What do coffee, roasted asparagus and French fries have in common? They all contain traces of acrylamide, a chemical produced when heating some food during high-temperature cooking processes. This natural byproduct is the reason state manufacturers and retailers are mandated to label certain food products—such as potato chips and breakfast cereals—as having ingredients known to the state to cause cancer. Failing to do so can cost California businesses dearly.
In this episode of The Workplace, CalChamber Executive Vice President and General Counsel Erika Frank and CalChamber Policy Advocate Adam Regele discuss Proposition 65 and how it has been used as a vehicle to unscrupulously sue businesses across the state.
‘Ripe for Litigation’
What started off as a ballot initiative to inform Californians about the chemicals in their drinking water has snowballed into the most far-reaching consumer right-to-know law in the nation, Regele tells Frank.
A small component in the 1986 Proposition 65 ballot initiative, also known as the Safe Drinking Water and Toxic Enforcement Act, extended the “right to know” to also include consumer products. Regardless of the concentration of a Proposition 65 listed chemical in a product, the law requires that businesses issue consumer warnings if a “reasonable consumer” is being exposed to the particular chemical.
“What is ‘reasonable,’ and what the average consumer consumes is a very difficult assessment and ripe for litigation,” explains Regele.
The most problematic part of the law for businesses is Proposition 65’s private right of action provision, enabling individuals to sue businesses on behalf of the public interest, Regele says.
“[Businesses’] exposure liability is not just to the attorney general, but to any bounty hunter out there,” he says.
An issue with the law is that it requires a cancer warning even if trace chemicals present in the product—not the product itself—meet the state’s conservative exposure levels for triggering the warning requirement.
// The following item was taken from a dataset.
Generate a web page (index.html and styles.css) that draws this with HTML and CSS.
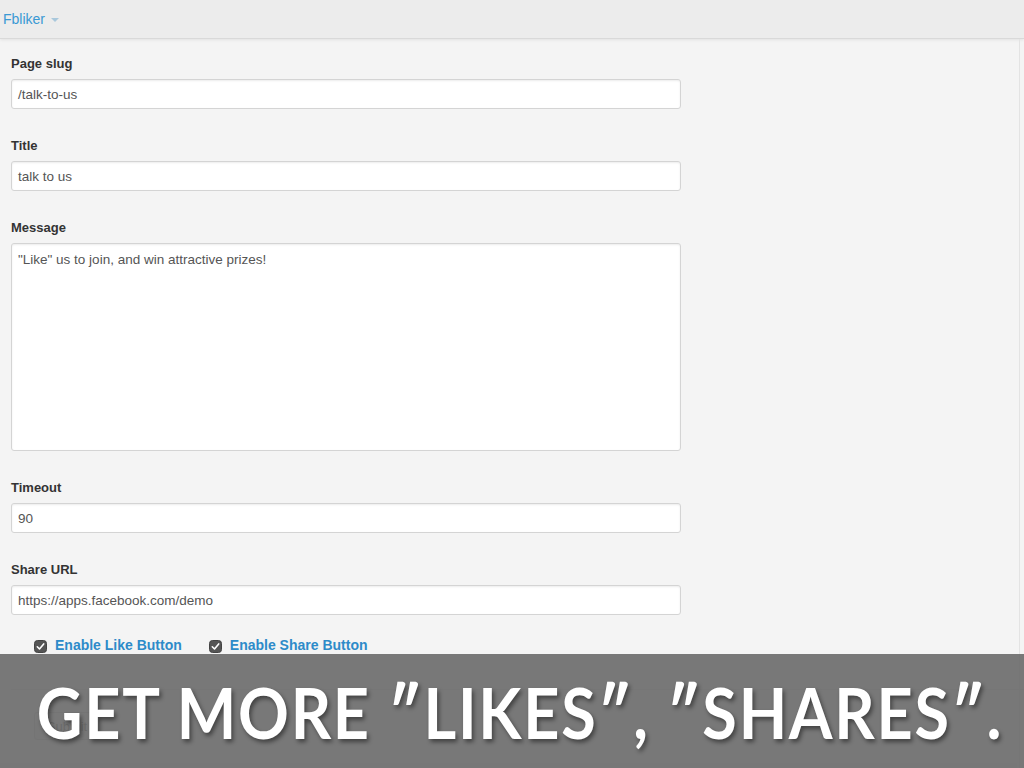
FILE: index.html
```html
<!DOCTYPE html>
<html>
<head>
<meta charset="utf-8">
<link rel="stylesheet" href="styles.css">
</head>
<body>
<header class="navbar">
  <a class="brand">Fbliker <span class="caret"></span></a>
</header>
<main class="page">
  <form class="form">
    <div class="group">
      <label class="label">Page slug</label>
      <div class="input">/talk-to-us</div>
    </div>
    <div class="group">
      <label class="label">Title</label>
      <div class="input">talk to us</div>
    </div>
    <div class="group">
      <label class="label">Message</label>
      <div class="input textarea">"Like" us to join, and win attractive prizes!</div>
    </div>
    <div class="group">
      <label class="label">Timeout</label>
      <div class="input">90</div>
    </div>
    <div class="group">
      <label class="label">Share URL</label>
      <div class="input">https://apps.facebook.com/demo</div>
    </div>
    <div class="checks">
      <span class="check">
        <svg class="cb" width="13" height="13" viewBox="0 0 13 13"><rect x="0.5" y="0.5" width="12" height="12" rx="3" fill="#555" stroke="#444"/><path d="M3.3 6.8 L5.5 9 L9.7 3.9" fill="none" stroke="#fff" stroke-width="1.6" stroke-linecap="round" stroke-linejoin="round"/></svg>
        <span class="check-text">Enable Like Button</span>
      </span>
      <span class="check">
        <svg class="cb" width="13" height="13" viewBox="0 0 13 13"><rect x="0.5" y="0.5" width="12" height="12" rx="3" fill="#555" stroke="#444"/><path d="M3.3 6.8 L5.5 9 L9.7 3.9" fill="none" stroke="#fff" stroke-width="1.6" stroke-linecap="round" stroke-linejoin="round"/></svg>
        <span class="check-text">Enable Share Button</span>
      </span>
    </div>
    <div class="actions">
      <button type="button" class="btn">Submit</button>
    </div>
  </form>
</main>
<div class="banner">
  <div class="banner-text">GET MORE ″LIKES″, ″SHARES″.</div>
</div>
</body>
</html>
```

FILE: styles.css
```css
html, body {
  margin: 0;
  padding: 0;
  height: 100%;
  overflow: hidden;
}
body {
  background: #f4f4f4;
  font-family: "Liberation Sans", Arial, sans-serif;
  color: #333;
  width: 1024px;
  height: 768px;
  position: relative;
}
.navbar {
  height: 38px;
  background: #ececec;
  border-bottom: 1px solid #d9d9d9;
  box-shadow: 0 1px 3px rgba(0,0,0,0.08);
  display: flex;
  align-items: center;
  padding-left: 3px;
}
.brand {
  color: #3a99d4;
  font-size: 14px;
  display: flex;
  align-items: center;
  gap: 6px;
}
.caret {
  display: inline-block;
  width: 0;
  height: 0;
  border-left: 4px solid transparent;
  border-right: 4px solid transparent;
  border-top: 4px solid #a9c8dc;
  margin-top: 2px;
}
.page {
  width: 1020px;
  height: 729px;
  border-right: 1px solid #e3e3e3;
  box-sizing: border-box;
}
.form {
  padding: 15px 0 0 11px;
  width: 670px;
}
.group {
  margin-bottom: 27px;
}
.label {
  display: block;
  font-weight: bold;
  font-size: 13px;
  line-height: 19px;
  color: #333;
  margin-bottom: 6px;
}
.input {
  height: 30px;
  box-sizing: border-box;
  background: #fff;
  border: 1px solid #d4d4d4;
  border-radius: 3px;
  box-shadow: inset 0 1px 2px rgba(0,0,0,0.08);
  font-size: 13.5px;
  color: #555;
  padding: 0 6px;
  line-height: 29px;
}
.textarea {
  height: 208px;
  padding-top: 3px;
  line-height: 26px;
}
.checks {
  display: flex;
  gap: 27px;
  padding-left: 23px;
  margin-top: -7px;
  height: 20px;
  align-items: center;
}
.check {
  display: flex;
  align-items: center;
  gap: 8px;
}
.cb {
  margin-top: 3px;
}
.check-text {
  color: #2d8bc9;
  font-weight: bold;
  font-size: 14px;
}
.actions {
  margin-top: 34px;
  width: 990px;
  border-top: 1px solid #e0e0e0;
  padding: 22px 0 0 23px;
}
.btn {
  width: 66px;
  height: 28px;
  border: 1px solid #c8c8c8;
  border-radius: 3px;
  background: linear-gradient(#fafafa, #e6e6e6);
  font-family: "Liberation Sans", Arial, sans-serif;
  font-size: 13px;
  color: #333;
}
.banner {
  position: absolute;
  left: 0;
  top: 654px;
  width: 1024px;
  height: 114px;
  background: rgba(110,110,110,0.93);
  display: flex;
  align-items: center;
  justify-content: center;
}
.banner-text {
  color: #fff;
  font-family: "Lato", "Open Sans", sans-serif;
  font-weight: 700;
  font-size: 63px;
  letter-spacing: 1.7px;
  white-space: nowrap;
  text-shadow: 2px 3px 4px rgba(0,0,0,0.45);
  transform: scaleY(1.12);
  margin-top: 0;
  margin-left: 16px;
}
```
As an example, acrylamide is one of the chemicals on the Proposition 65 chemicals list.
“Acrylamide also is a naturally occurring substance as a byproduct of the roasting of these different food products,” says Regele. “For example, when you roast asparagus, when you bake bread and when you roast coffee beans. Acrylamide is not a chemical added by the manufacturer or the employer; it is a byproduct of that roasting process, so you can’t remove it from the product.”
Yet under Proposition 65, bounty hunters only need to show that the chemical is present and that the product contains that chemical. The burden is now on the business to show that the level of exposure is far below the Proposition 65 safe harbor level, Regele explains.
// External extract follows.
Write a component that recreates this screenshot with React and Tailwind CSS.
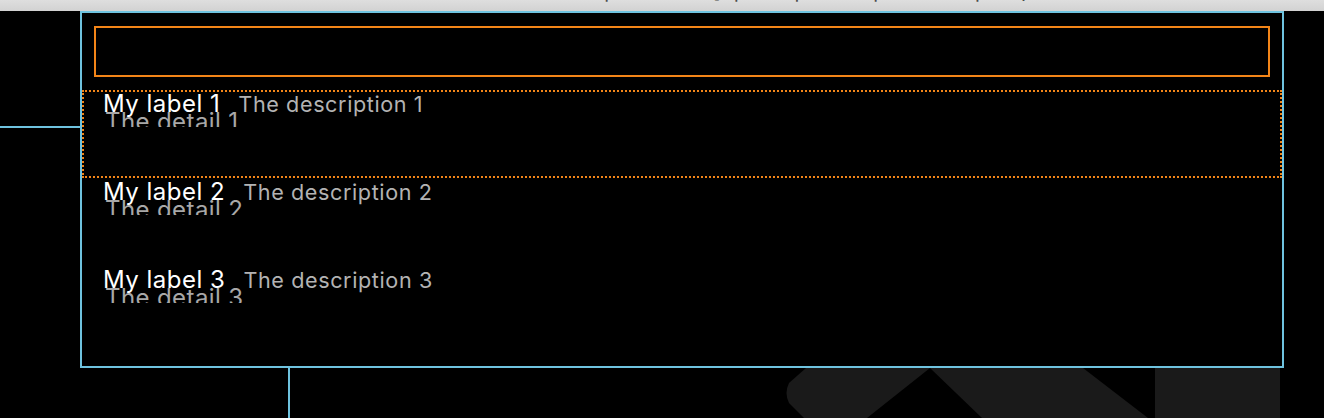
const items = [
  { label: 'My label 1', description: 'The description 1', detail: 'The detail 1' },
  { label: 'My label 2', description: 'The description 2', detail: 'The detail 2' },
  { label: 'My label 3', description: 'The description 3', detail: 'The detail 3' },
]

function Letterpress() {
  return (
    <svg width="496" height="50" viewBox="0 0 496 50" className="block">
      <path d="M22 0 L146 0 L83 50 L20 50 L5 35 Q0 25 5 15 Z" fill="#1a1a1a" />
      <path d="M146 0 L299 0 L364 50 L198 50 Z" fill="#1a1a1a" />
      <rect x="371" y="0" width="125" height="50" fill="#1a1a1a" />
    </svg>
  )
}

export default function App() {
  return (
    <div className="relative w-[1324px] h-[418px] overflow-hidden bg-black" style={{ fontFamily: 'Inter, "Noto Sans", sans-serif' }}>
      {/* title bar */}
      <div className="h-[11px] overflow-hidden bg-gradient-to-b from-[#dedede] to-[#d2d2d2] flex pl-[434px]">
        <p className="text-[20px] leading-[20px] -mt-[19px] text-[#4a4a4a] whitespace-nowrap">[Extension Development Host] quickinput-sample (Workspace)</p>
      </div>

      {/* workbench */}
      <div className="flex h-[407px]">
        <div className="w-[290px] border-r-2 border-[#6fc3df] flex flex-col">
          <div className="h-[117px] border-b-2 border-[#6fc3df]" />
          <div className="flex-1" />
        </div>
        <div className="flex-1 flex flex-col justify-end items-end pr-[44px]">
          <Letterpress />
        </div>
      </div>

      {/* quick pick */}
      <div className="absolute left-[80px] top-[11px] w-[1204px] border-2 border-[#6fc3df] bg-black pt-[13px] pb-[12px]">
        <div className="mx-[12px] h-[51px] border-2 border-[#f38518]" />
        <div className="mt-[13px]">
          {items.map((it, i) => (
            <div
              key={i}
              className={`h-[88px] pl-[21px] pt-[3px] ${i === 0 ? 'outline-2 outline-dotted outline-[#f38518] -outline-offset-2' : ''}`}
            >
              <div className="h-[34px] overflow-hidden">
                <div className="h-[18px] leading-[22px] flex items-baseline whitespace-nowrap">
                  <span className="text-[24px] tracking-[0.5px] text-white">{it.label}</span>
                  <span className="text-[21.6px] tracking-[0.6px] text-[#b3b3b3] ml-[18px]">{it.description}</span>
                </div>
                <div className="text-[24px] leading-[22px] tracking-[0.4px] text-[#a8a8a8] whitespace-nowrap pl-[2px]">{it.detail}</div>
              </div>
            </div>
          ))}
        </div>
      </div>
    </div>
  )
}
“If you are under that safe harbor level, you…do not have to warn,” he tells Frank. “The problem is if you don’t warn and get sued, the cost to defend is still significant.”
Fines can reach as high as $2,500 per violation per day, Regele says.
Proposition 65 is enforced by the Attorney General and a cottage industry of bounty hunters. It is where the Attorney General does not see an issue with a product that bounty hunters will show up and go after a company. Moreover, Regele says, the burden of proof lies with the company—businesses are on the hook for hiring experts and conducting chemical concentration reports.
“What really happens as a prudent business decision maker, is that it is cheaper to settle,” says Regele.
Under Proposition 65, manufacturers and employers must decide whether to settle even though they could win, or to litigate and spend thousands of dollars to win a case when it could have been cheaper to settle.
Cancer Warnings for Coffee
The regulations of Proposition 65 have incentivized manufacturers to avoid bounty hunters and place a warning label on their products pre-emptively. This has led to overwarning and it is a big concern for manufacturers, Regele says.
For example, coffee has never been considered a cancerous product, he explains, but bounty hunters sued coffee retailers and roasters, and a lower court ruled last year that cups of coffee sold to consumers do indeed fall under Proposition 65 warning requirements.
“Millions and millions of Americans drink [coffee] with no cancer risks at all and that was precisely why OEHHA [California Office of Environmental Health Hazard Assessment] saw just how absurd the warning issue is becoming such that consumers were starting to ignore warning labels because they were everywhere and were becoming background noise,” Regele says. “Nobody was stopping their Starbucks purchase…because of a Proposition 65 warning.”
OEHHA this year finalized new regulations that exempt coffee from Proposition 65 despite having acrylamide. Unfortunately, other food products with naturally occurring acrylamide were not exempted, he adds.
The CalChamber will continue to work on behalf of employers to protect their business interests in the ongoing debate over Proposition 65 warnings.